Abbott’s willing to say, “Well, you know, let’s…” I mean, you know, he’s not afraid, he’s not going to shy away from sensational stories, right? Because he knows that that appeals to his readers. And so he’ll have advice columns, for example, that are telling people, “Hey, you’re new to Chicago. Ah, here’s how you – here’s how you acclimate yourself to living here.
He’ll have a column for a while that — only a few issues, I believe — where he’ll say to working-class people, janitors, right, like, “Hey, this is news –
for you.” Um, so he’s really trying to broaden the base of who is a reader in Black America.
And he can do that because this great migration that’s occurring between 1910 and World War II, we’re going to see 1.5 million African Americans leave the rural South and its poverty and its more violent racism for better jobs, better schooling, better opportunities, first in Southern cities but then in Northern industrial cities and also out West.
And as they’re doing that, right, everybody’s got a few more coins in their pockets, which means that they’ve got – they can stop by a newsstand and pick up a newspaper, and Abbott’s trying to figure out how can I reach as many of these people with these few extra coins as possible?
Nick Hirshon: And then as we move further into the century, in the 1920s and ’30s, radical editors are now using the alternative Black press to promote progressive options to racism –
and spreading their ideas into commercial Black press as well. And then this led into a leftward turn that you say reshaped Black activism nationwide during the Great Depression, and this is the time that the Black press reached the peak of its popularity.
So what can you tell us about the Black press now moving past World War I and going into the Great Depression?

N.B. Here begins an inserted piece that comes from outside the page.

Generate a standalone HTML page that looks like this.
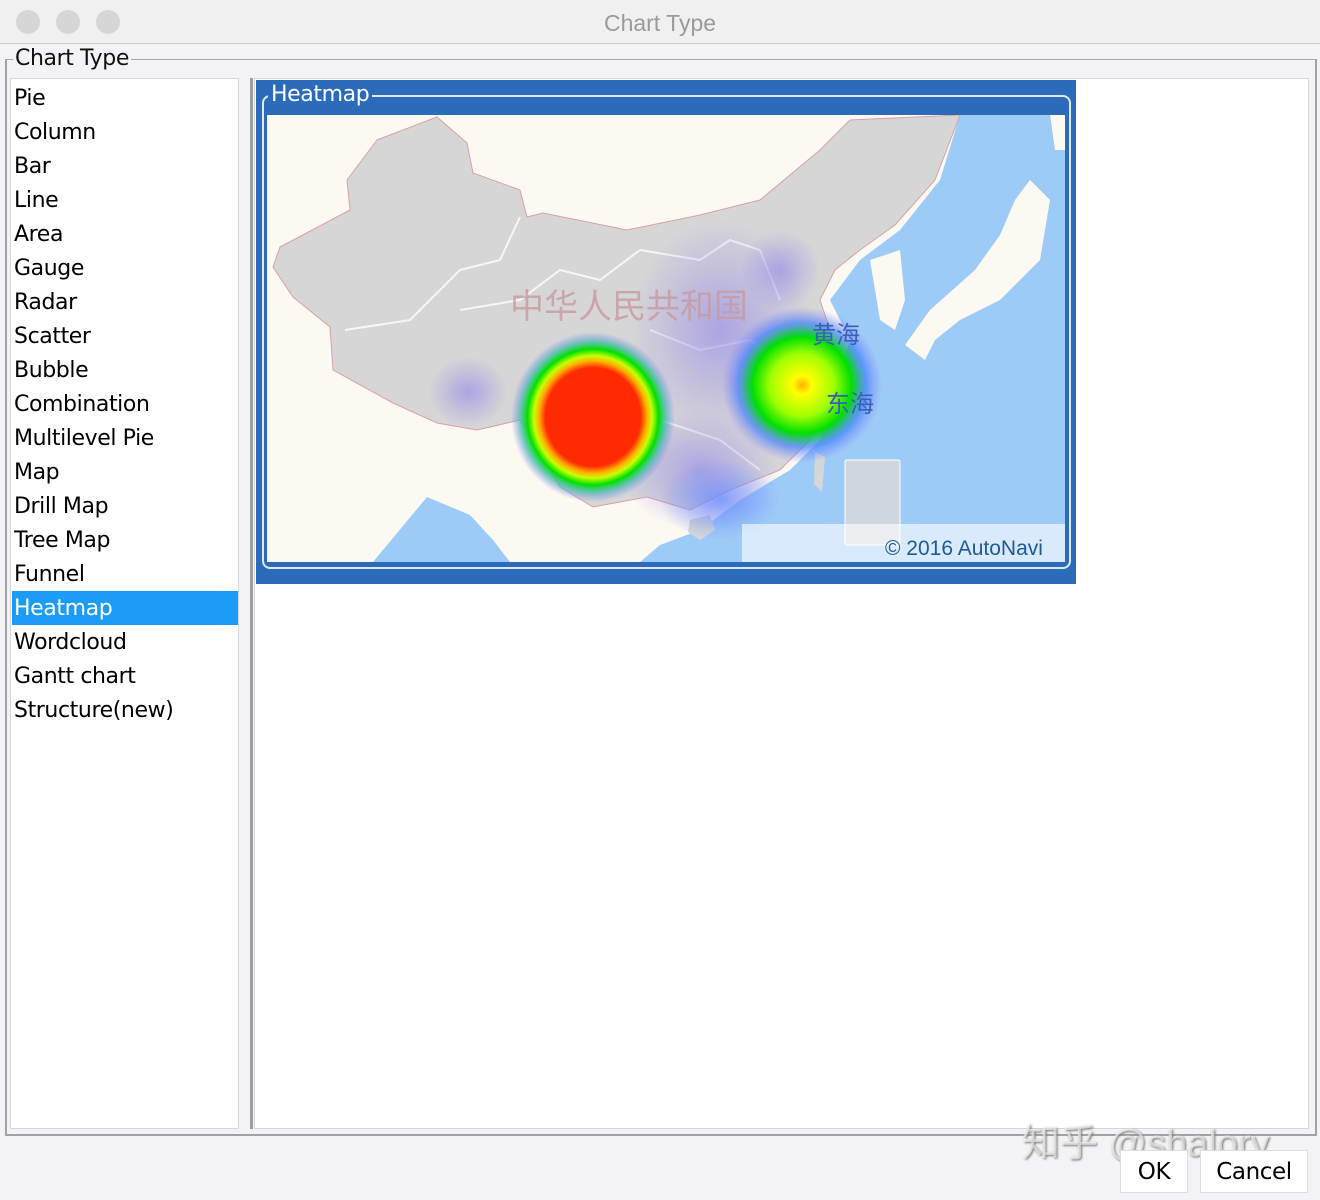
<!DOCTYPE html>
<html><head><meta charset="utf-8"><style>
*{margin:0;padding:0;box-sizing:border-box}
body{width:1320px;height:1200px;background:#f3f3f5;font-family:"DejaVu Sans","Liberation Sans",sans-serif;position:relative;overflow:hidden}
.abs{position:absolute}
.title{left:0;top:0;width:1320px;height:44px;background:#f0f0f0;border-bottom:1px solid #cfcfcf;text-align:center;color:#9a9a9a;font-size:23px;line-height:46px;font-family:"Liberation Sans",sans-serif}
.dot{top:10px;width:24px;height:24px;border-radius:50%;background:#d6d6d6}
.group{left:5px;top:59px;width:1312px;height:1077px;border:2px solid #a2a2a2;border-top:1px solid #a8a8a8}
.glabel{left:13px;top:46px;background:#f3f3f5;padding:0 2px;font-size:22px;letter-spacing:-0.4px;color:#111}
.list{left:10px;top:78px;width:229px;height:1051px;background:#fff;border:1px solid #d6d6da}
.item{position:absolute;left:1px;width:226px;height:34px;font-size:22px;letter-spacing:-0.4px;line-height:36px;padding-left:2px;color:#000}
.sel{background:#1a9cf7;color:#fff}
.div{left:250px;top:78px;width:3px;height:1051px;background:#9d9d9d}
.right{left:254px;top:78px;width:1055px;height:1051px;background:#fff;border:1px solid #d6d6da}
.btn{top:1150px;height:43px;background:#fff;border:1px solid #ddd;font-size:23px;letter-spacing:-0.4px;text-align:center;line-height:43px;color:#000}
.wm{left:1022px;top:1112px;font-size:38px;color:rgba(255,255,255,.6);text-shadow:1px 1px 2px #777;font-family:"Liberation Sans","Noto Sans CJK SC",sans-serif}
</style></head><body>
<div class="abs title">Chart Type</div>
<div class="abs dot" style="left:16px"></div>
<div class="abs dot" style="left:56px"></div>
<div class="abs dot" style="left:96px"></div>
<div class="abs group"></div>
<div class="abs glabel">Chart Type</div>
<div class="abs list">
<div class="item" style="top:2px">Pie</div>
<div class="item" style="top:36px">Column</div>
<div class="item" style="top:70px">Bar</div>
<div class="item" style="top:104px">Line</div>
<div class="item" style="top:138px">Area</div>
<div class="item" style="top:172px">Gauge</div>
<div class="item" style="top:206px">Radar</div>
<div class="item" style="top:240px">Scatter</div>
<div class="item" style="top:274px">Bubble</div>
<div class="item" style="top:308px">Combination</div>
<div class="item" style="top:342px">Multilevel Pie</div>
<div class="item" style="top:376px">Map</div>
<div class="item" style="top:410px">Drill Map</div>
<div class="item" style="top:444px">Tree Map</div>
<div class="item" style="top:478px">Funnel</div>
<div class="item sel" style="top:512px">Heatmap</div>
<div class="item" style="top:546px">Wordcloud</div>
<div class="item" style="top:580px">Gantt chart</div>
<div class="item" style="top:614px">Structure(new)</div>
</div>
<div class="abs div"></div>
<div class="abs right"></div>
<div class="abs" style="left:256px;top:80px;width:820px;height:504px;background:#2b6bb9"></div>
<div class="abs" style="left:262px;top:95px;width:809px;height:474px;border:2px solid #dfe8f5;border-radius:8px"></div>
<div class="abs" style="left:268px;top:82px;background:#2b6bb9;padding:0 3px;color:#fff;font-size:22px;letter-spacing:-0.4px">Heatmap</div>
<svg class="abs" style="left:267px;top:115px" width="798" height="447" viewBox="267 115 798 447">
<defs>
<radialGradient id="r1"><stop offset="0" stop-color="#ff2a00"/><stop offset=".58" stop-color="#ff2a00"/><stop offset=".66" stop-color="#ffb000"/><stop offset=".72" stop-color="#c8ff00"/><stop offset=".8" stop-color="#00e000"/><stop offset=".88" stop-color="#40c0a0" stop-opacity=".8"/><stop offset="1" stop-color="#8080ff" stop-opacity="0"/></radialGradient>
<radialGradient id="r2"><stop offset="0" stop-color="#ffb000"/><stop offset=".12" stop-color="#ffff00"/><stop offset=".4" stop-color="#a0ff00"/><stop offset=".62" stop-color="#00e000"/><stop offset=".8" stop-color="#4080ff" stop-opacity=".7"/><stop offset="1" stop-color="#8080ff" stop-opacity="0"/></radialGradient>
<radialGradient id="hz"><stop offset="0" stop-color="#9a8fe8" stop-opacity=".7"/><stop offset="1" stop-color="#9a8fe8" stop-opacity="0"/></radialGradient>
<radialGradient id="hb"><stop offset="0" stop-color="#6a8cff" stop-opacity=".8"/><stop offset="1" stop-color="#6a8cff" stop-opacity="0"/></radialGradient>
</defs>
<rect x="267" y="115" width="798" height="447" fill="#fcf8f2"/>
<path d="M960 115 L940 180 L900 230 L860 260 L830 300 L850 340 L835 390 L820 440 L790 470 L740 500 L700 530 L660 545 L640 562 L1065 562 L1065 115Z" fill="#9dcbf7"/>
<path d="M373 562 L427 497 L470 515 L493 540 L510 562Z" fill="#9dcbf7"/>
<path d="M1030 180 L1050 200 L1040 260 L1000 300 L960 320 L935 340 L925 360 L905 345 L930 310 L975 270 L1000 235 L1015 200Z" fill="#fcf8f2"/>
<path d="M1050 115 L1065 115 L1065 150 L1055 150Z" fill="#fcf8f2"/>
<path d="M870 260 L900 250 L905 300 L895 330 L880 320 L875 290Z" fill="#fcf8f2"/>
<path d="M377 140 L437 117 L467 143 L473 173 L520 190 L527 217 L543 213 L627 230 L700 215 L760 200 L820 150 L850 120 L960 115 L935 180 L895 225 L860 250 L835 270 L820 300 L830 330 L820 380 L810 440 L780 470 L730 490 L690 510 L647 497 L593 507 L560 487 L520 420 L477 430 L437 423 L393 403 L333 370 L330 327 L293 297 L273 267 L280 247 L350 210 L347 180Z" fill="#d6d6d6" stroke="#d9a0a8" stroke-width="1"/>
<path d="M690 520 l20 -5 5 15 -15 10 -12 -8z" fill="#d6d6d6"/>
<path d="M815 452 l10 5 -3 35 -8 -8z" fill="#d6d6d6"/>
<rect x="845" y="460" width="55" height="85" fill="#d0d6de" stroke="#fff" rx="2"/>
<g fill="none" stroke="#fff" stroke-width="2" opacity=".8">
<path d="M460 310 L520 300 L560 270 L600 280 L640 250"/>
<path d="M520 217 L500 260 L460 270 L410 320 L345 330"/>
<path d="M640 250 L700 260 L730 240 L760 250 L780 300"/>
<path d="M650 330 L700 350 L750 340 L780 360"/>
<path d="M660 420 L720 440 L760 470"/>
</g>
<ellipse cx="720" cy="330" rx="90" ry="110" fill="url(#hz)"/>
<ellipse cx="700" cy="470" rx="80" ry="60" fill="url(#hz)"/>
<ellipse cx="468" cy="392" rx="40" ry="35" fill="url(#hz)"/>
<ellipse cx="780" cy="270" rx="40" ry="40" fill="url(#hz)"/>
<ellipse cx="720" cy="500" rx="60" ry="40" fill="url(#hb)"/>
<ellipse cx="593" cy="417" rx="82" ry="85" fill="url(#r1)"/>
<ellipse cx="802" cy="385" rx="80" ry="78" fill="url(#r2)"/>
<text x="510" y="318" font-size="34" fill="#c89aa0" opacity=".8" font-family="Noto Sans CJK SC,sans-serif">中华人民共和国</text>
<text x="812" y="343" font-size="24" fill="#3a5fb8" font-family="Noto Sans CJK SC,sans-serif">黄海</text>
<text x="826" y="412" font-size="24" fill="#3a5fb8" font-family="Noto Sans CJK SC,sans-serif">东海</text>
<rect x="742" y="524" width="323" height="38" fill="#fff" opacity=".6"/>
<text x="885" y="555" font-size="21" fill="#1e5a9a" font-family="Liberation Sans,sans-serif">© 2016 AutoNavi</text>
</svg>
<div class="abs wm">知乎 @shalory</div>
<div class="abs btn" style="left:1120px;width:68px">OK</div>
<div class="abs btn" style="left:1200px;width:108px">Cancel</div>
</body></html>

Fred Carroll: Okay. Um, well it’s a – so I think that even the very first Black newspaper, right, published in 1827, is called Freedom’s Journal. It’s rejecting stereotypes. It’s encouraging people to vote. It’s promoting this Pan-African – the sense of people of the African diaspora of being linked by culture and oppression, but they always – but papers in the 19th century really had to be careful because most of Black people, 90 percent of the population, lived in the South.
And so –
you had newspapers that were located in the South, and if they lived there, they were more – they’re more likely to succumb to racial violence, and oftentimes these newspapers are very short lived, a couple of years at most, before they go under for lack of funding or because they’ve been – their newspapers have been destroyed or their editors have been killed.
After World War I, as Black families move out of the South for the North and the West, newspapers have a growing base where racism is still present, but the violence of racism is less likely, and so they be – can become more forthright in their criticism of white supremacy.

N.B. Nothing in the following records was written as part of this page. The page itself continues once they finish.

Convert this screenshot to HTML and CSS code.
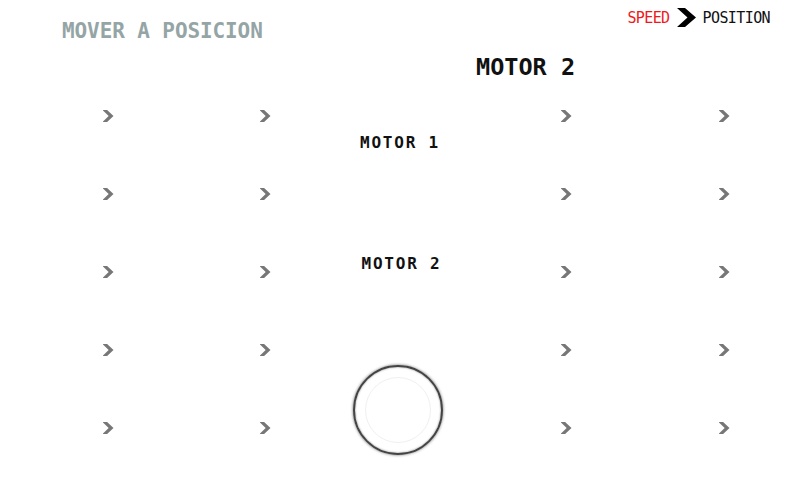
FILE: index.html
```html
<!DOCTYPE html>
<html lang="es">
<head>
<meta charset="utf-8">
<title>Mover a posicion</title>
<link rel="stylesheet" href="styles.css">
</head>
<body>
<div class="page">
  <header class="top">
    <h1 class="title">MOVER A POSICION</h1>
    <div class="mode">
      <span class="mode-speed">SPEED</span>
      <svg class="mode-arrow" width="21" height="21" viewBox="0 0 21 21"><polygon points="1,1 9,1 20,10.5 9,20 1,20 11.5,10.5" fill="#000"/></svg>
      <span class="mode-pos">POSITION</span>
    </div>
  </header>
  <div class="heading">MOTOR 2</div>
  <main class="grid">
    <div class="col">
      <span class="chev"></span><span class="chev"></span><span class="chev"></span><span class="chev"></span><span class="chev"></span>
    </div>
    <div class="col">
      <span class="chev"></span><span class="chev"></span><span class="chev"></span><span class="chev"></span><span class="chev"></span>
    </div>
    <div class="middle">
      <div class="label label-1">MOTOR 1</div>
      <div class="label label-2">MOTOR 2</div>
      <div class="knob"><div class="knob-inner"></div></div>
    </div>
    <div class="col">
      <span class="chev"></span><span class="chev"></span><span class="chev"></span><span class="chev"></span><span class="chev"></span>
    </div>
    <div class="col">
      <span class="chev"></span><span class="chev"></span><span class="chev"></span><span class="chev"></span><span class="chev"></span>
    </div>
  </main>
</div>
</body>
</html>
```
FILE: styles.css
```css
* { box-sizing: border-box; }
html, body { margin: 0; padding: 0; background: #fff; }
body { font-family: "DejaVu Sans Mono", "Liberation Mono", monospace; color: #111; }
.page { width: 800px; height: 480px; overflow: hidden; }

.top {
  height: 57px;
  display: flex;
  justify-content: space-between;
  align-items: flex-start;
}
.title {
  margin: 19px 0 0 62px;
  font-size: 21px;
  line-height: 25px;
  font-weight: bold;
  letter-spacing: -0.1px;
  color: #95a5a6;
}
.mode {
  margin: 7px 30px 0 0;
  display: flex;
  align-items: center;
  gap: 6px;
  font-size: 15px;
  line-height: 20px;
  letter-spacing: -0.6px;
}
.mode-speed { color: #f01818; }
.mode-pos { color: #111; }
.mode-arrow { display: block; }

.heading {
  height: 20px;
  line-height: 20px;
  padding-left: 476px;
  font-size: 23.5px;
  font-weight: bold;
  color: #111;
}

.grid {
  display: grid;
  grid-template-columns: 156px 158px 112px 220px 96px;
  padding-left: 30px;
  height: 390px;
}
.col {
  display: grid;
  grid-template-rows: repeat(5, 78px);
  justify-items: center;
  align-items: center;
}
.chev {
  width: 11px;
  height: 12px;
  background: #777;
  clip-path: polygon(0 0, 42% 0, 100% 50%, 42% 100%, 0 100%, 56% 50%);
}

.middle {
  display: flex;
  flex-direction: column;
  align-items: center;
}
.label {
  font-size: 16px;
  line-height: 20px;
  font-weight: bold;
  letter-spacing: 1.8px;
  color: #111;
}
.label-1 { margin-top: 56px; }
.label-2 { margin-top: 101px; padding-left: 3px; }
.knob {
  margin-top: 91px;
  margin-right: 4px;
  width: 90px;
  height: 90px;
  border-radius: 50%;
  border: 2px solid #444;
  box-shadow: 0 0 3px rgba(0, 0, 0, 0.6), inset 0 0 2px rgba(0, 0, 0, 0.45);
  display: flex;
  align-items: center;
  justify-content: center;
}
.knob-inner {
  width: 66px;
  height: 66px;
  border-radius: 50%;
  border: 1px solid #f0f0f0;
}
```
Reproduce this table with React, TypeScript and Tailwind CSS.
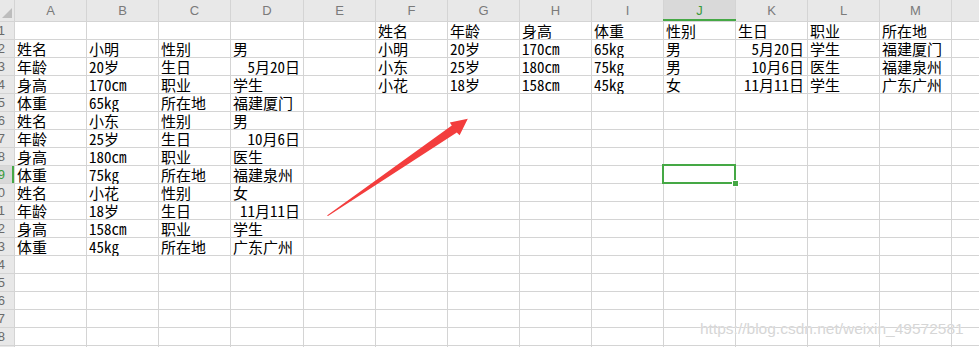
import React from "react";

const COLS = ["A", "B", "C", "D", "E", "F", "G", "H", "I", "J", "K", "L", "M", "N"];

type Cell = { t: string; r?: boolean };

const data: Record<string, Cell> = {};
const put = (col: string, row: number, t: string, r = false) => {
  data[`${col}${row}`] = { t, r };
};

const left: [string, string, string, string, boolean?][] = [
  ["姓名", "小明", "性别", "男"],
  ["年龄", "20岁", "生日", "5月20日", true],
  ["身高", "170cm", "职业", "学生"],
  ["体重", "65kg", "所在地", "福建厦门"],
  ["姓名", "小东", "性别", "男"],
  ["年龄", "25岁", "生日", "10月6日", true],
  ["身高", "180cm", "职业", "医生"],
  ["体重", "75kg", "所在地", "福建泉州"],
  ["姓名", "小花", "性别", "女"],
  ["年龄", "18岁", "生日", "11月11日", true],
  ["身高", "158cm", "职业", "学生"],
  ["体重", "45kg", "所在地", "广东广州"],
];
left.forEach((r, i) => {
  const row = i + 2;
  put("A", row, r[0]);
  put("B", row, r[1]);
  put("C", row, r[2]);
  put("D", row, r[3], !!r[4]);
});

const right: string[][] = [
  ["姓名", "年龄", "身高", "体重", "性别", "生日", "职业", "所在地"],
  ["小明", "20岁", "170cm", "65kg", "男", "5月20日", "学生", "福建厦门"],
  ["小东", "25岁", "180cm", "75kg", "男", "10月6日", "医生", "福建泉州"],
  ["小花", "18岁", "158cm", "45kg", "女", "11月11日", "学生", "广东广州"],
];
const rcols = ["F", "G", "H", "I", "J", "K", "L", "M"];
right.forEach((r, i) => {
  r.forEach((t, j) => put(rcols[j], i + 1, t, i > 0 && rcols[j] === "K"));
});

const ROWS = Array.from({ length: 19 }, (_, i) => i + 1);

const cellFont = {
  fontFamily: '"Noto Sans Mono CJK SC", "Noto Sans CJK SC", monospace',
};

export default function App() {
  return (
    <div className="relative w-[979px] h-[347px] overflow-hidden bg-white">
      <div className="grid grid-cols-[14px_71px_71px_71px_72px_71px_71px_71px_71px_71px_71px_71px_71px_71px_71px] grid-rows-[21px_repeat(19,17px)] gap-px bg-[#d4d4d4] w-max">
        {/* corner */}
        <div className="relative bg-[#e8e8e8]">
          <div className="absolute right-[2px] bottom-[3px] w-0 h-0 border-l-[10px] border-l-transparent border-b-[10px] border-b-[#bdbdbd]" />
        </div>
        {COLS.map((c) =>
          c === "J" ? (
            <div
              key={c}
              className="relative bg-[#d9d9d9] flex items-center justify-center text-[13px] text-[#3a9a3a] font-['Liberation_Sans',sans-serif]"
            >
              {c}
              <div className="absolute left-[-1px] right-[-1px] bottom-0 h-[2px] bg-[#45a845]" />
            </div>
          ) : (
            <div
              key={c}
              className="bg-[#e8e8e8] flex items-center justify-center text-[13px] text-[#7a7a7a] font-['Liberation_Sans',sans-serif]"
            >
              {c}
            </div>
          )
        )}
        {ROWS.map((row) => (
          <React.Fragment key={row}>
            <div
              className={
                "relative overflow-hidden flex items-center justify-end pr-[9px] text-[13px] leading-none font-['Liberation_Sans',sans-serif] " +
                (row === 9 ? "bg-[#d9d9d9] text-[#3a9a3a]" : "bg-[#e8e8e8] text-[#6a6a6a]")
              }
            >
              <span className="whitespace-nowrap">{row}</span>
              {row === 9 && <div className="absolute right-0 top-0 bottom-0 w-[2px] bg-[#45a845]" />}
            </div>
            {COLS.map((c) => {
              const cell = data[`${c}${row}`];
              const selected = c === "J" && row === 9;
              return (
                <div
                  key={c}
                  style={cellFont}
                  className={
                    "relative bg-white flex items-end whitespace-nowrap text-[15px] leading-[17px] text-black " +
                    (cell?.r ? "justify-end pr-[3px]" : "pl-[2px]")
                  }
                >
                  {cell?.t}
                  {selected && (
                    <>
                      <div className="absolute left-[-2px] top-[-2px] right-[-1px] bottom-[-1px] border-2 border-[#45a845] z-10" />
                      <div className="absolute right-[-3px] bottom-[-3px] w-[5px] h-[5px] bg-[#45a845] z-20 outline outline-1 outline-white" />
                    </>
                  )}
                </div>
              );
            })}
          </React.Fragment>
        ))}
      </div>

      {/* red arrow */}
      <svg
        className="absolute left-0 top-0 pointer-events-none"
        width="979"
        height="347"
        viewBox="0 0 979 347"
      >
        <polygon
          points="327,215.5 451.8,125.6 449.8,122.4 467.8,118.8 459.6,135.2 456.8,132.4 328,216"
          fill="#f33d3d"
        />
      </svg>

      {/* watermark */}
      <div className="absolute left-[700px] top-[320px] text-[15.5px] leading-[17px] text-[#d6d6d6] font-['Liberation_Sans',sans-serif] whitespace-nowrap [text-shadow:0_0_1px_#ffffff]">
        https://blog.csdn.net/weixin_49572581
      </div>
    </div>
  );
}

In particular, during the World War I years, you’re going to see with the emergence of the new Negro movement, people become more aggressive in denouncing racism. And so you’re going to have, and they’re going to take – not only that they’re denouncing racism, but they’re also beginning to denounce – they’re denouncing –
capitalism. They’re denouncing a two-party political system that provides them with no legitimate means of achieving their ends, which is civil rights, which is equality.
And so they’re turning to socialists, communists, Black nationalists, anti-imperialists, and they’re looking for ways to – how, where can I find a place, what’s my political future? Who’s somebody that’s going to help me out?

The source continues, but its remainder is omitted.